Commercial loans for office, industrial, and general commercial properties have recently become much more expensive with the associated rise in interest rates. This has many wondering what the commercial property market will look like in one to three years due to many borrowers having old loans at low rates. Large brokers for office space had been touting that existing building can be “re-purposed” into condos or some type of live-work use. In reality the costs associated with turning offices into condos and the fact that the building layouts make most of these projects unviable means that many city centers and their landlords face a major reckoning in the very near future. This coupled with radically higher interest rates may mean property owners and their lenders are in trouble. Refinancing the debt pile illustrated in the chart below at higher rates may be a very tough task.

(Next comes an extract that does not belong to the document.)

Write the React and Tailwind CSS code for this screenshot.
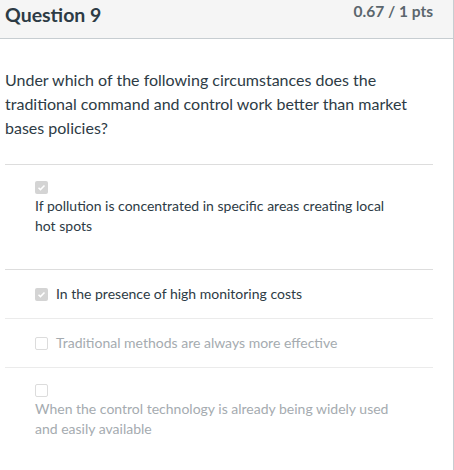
const ANSWERS = [
  { text: 'If pollution is concentrated in specific areas creating local hot spots', checked: true, stacked: true },
  { text: 'In the presence of high monitoring costs', checked: true },
  { text: 'Traditional methods are always more effective', checked: false },
  { text: 'When the control technology is already being widely used and easily available', checked: false, stacked: true },
]

function Box({ checked }) {
  if (checked) {
    return (
      <span className="flex items-center justify-center w-[13px] h-[13px] rounded-[2px] bg-[#d4d4d4] shrink-0">
        <svg viewBox="0 0 12 12" className="w-[9px] h-[9px]">
          <path d="M2 6.3l2.6 2.5L10 3.2" fill="none" stroke="#fff" strokeWidth="2" />
        </svg>
      </span>
    )
  }
  return <span className="block w-[13px] h-[13px] rounded-[2px] border border-[#dcdcdc] bg-white shrink-0" />
}

export default function App() {
  return (
    <div
      className="w-[454px] h-[470px] bg-white border-r border-[#c7cdd1] overflow-hidden"
      style={{ fontFamily: 'Lato, "Open Sans", sans-serif' }}
    >
      {/* Header */}
      <div className="h-[39px] bg-[#f5f5f5] border-b border-[#c7cdd1] flex justify-between pl-[5px] pr-[20px]">
        <h2 className="text-[19.5px] font-bold text-[#2d3b45] leading-none pt-[5px]">Question 9</h2>
        <div className="text-[15.5px] font-bold text-[#5b666d] leading-none pt-[4px]">0.67 / 1 pts</div>
      </div>

      <div className="pl-[5px] pr-[20px]">
        <p className="pt-[29px] pb-[24px] text-[16px] leading-[24px] text-[#2d3b45] border-b border-[#dddddd]">
          Under which of the following circumstances does the traditional command and control work better than
          market bases policies?
        </p>

        {ANSWERS.map((a, i) => (
          <div
            key={i}
            className={`pl-[30px] text-[14px] leading-[20px] border-b ${
              i === 0 ? 'border-[#dddddd]' : 'border-[#ebebeb]'
            } ${i === ANSWERS.length - 1 ? 'border-transparent' : ''} ${a.checked ? 'text-[#2d3b45]' : 'text-[#a5abb0]'} ${
              a.stacked ? 'pt-[16px] pb-[33px]' : 'py-[14px]'
            }`}
          >
            {a.stacked ? (
              <div>
                <Box checked={a.checked} />
                <div className="pt-[2px] pr-[40px]">{a.text}</div>
              </div>
            ) : (
              <div className="flex items-center gap-[8px]">
                <Box checked={a.checked} />
                <span>{a.text}</span>
              </div>
            )}
          </div>
        ))}
      </div>
    </div>
  )
}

Circling back to banks and their associated ability to lend, many are worried that the commercial property downturn and refinancing risks will weigh on the economy. We have already begun to hear about banks reaching out to customers and asking for updated financials from their current borrowers to determine if they have violated existing loan covenants. This, combined with many reports that banks have already tightened lending standards, will likely further slow the economy. Due to inflation still running well above Fed targets, interest rates likely will rise even further from current levels. During a recent poll of 330 State Bank Supervisors, some 94% said a recession has already begun. At the consumer level, it’s likely we just haven’t yet seen the impacts of tighter credit and higher rates.
Where does that leave us on the investing front with interest rates substantially higher, the refinancing boom of residential mortgages over, and a softening of the labor market? We remain very cautious regarding equity investing. In the short-term, yes, stocks have had a bounce here in the first quarter. But, as corporate earnings stay flat or decline, we expect equity markets to be flat to negative due to a looming recession. This is a very difficult call to make as FOMO (fear of missing out) regarding a potential equity rally is strong among investors. The question we should be asking ourselves right now is, when or what will signal the “all clear” to jump back into the market.
What has proven to be a strong predictor of an entry point for stocks is when the Fed begins to cut interest rates. Due to elevated levels of inflation, barring some unforeseen calamity in the economy, we are likely 6-12 months away from the Fed cutting rates. Plus, the Fed has proven to be reactionary and will have to see evidence that we are in a material economic slowdown before they begin to cut rates. But, as many stocks are still off their highs, we continue to build a list of high-quality recession resistant stocks that should do well in almost any economic environment. We are patiently waiting until we approach the end of the Fed’s current interest rate tightening cycle.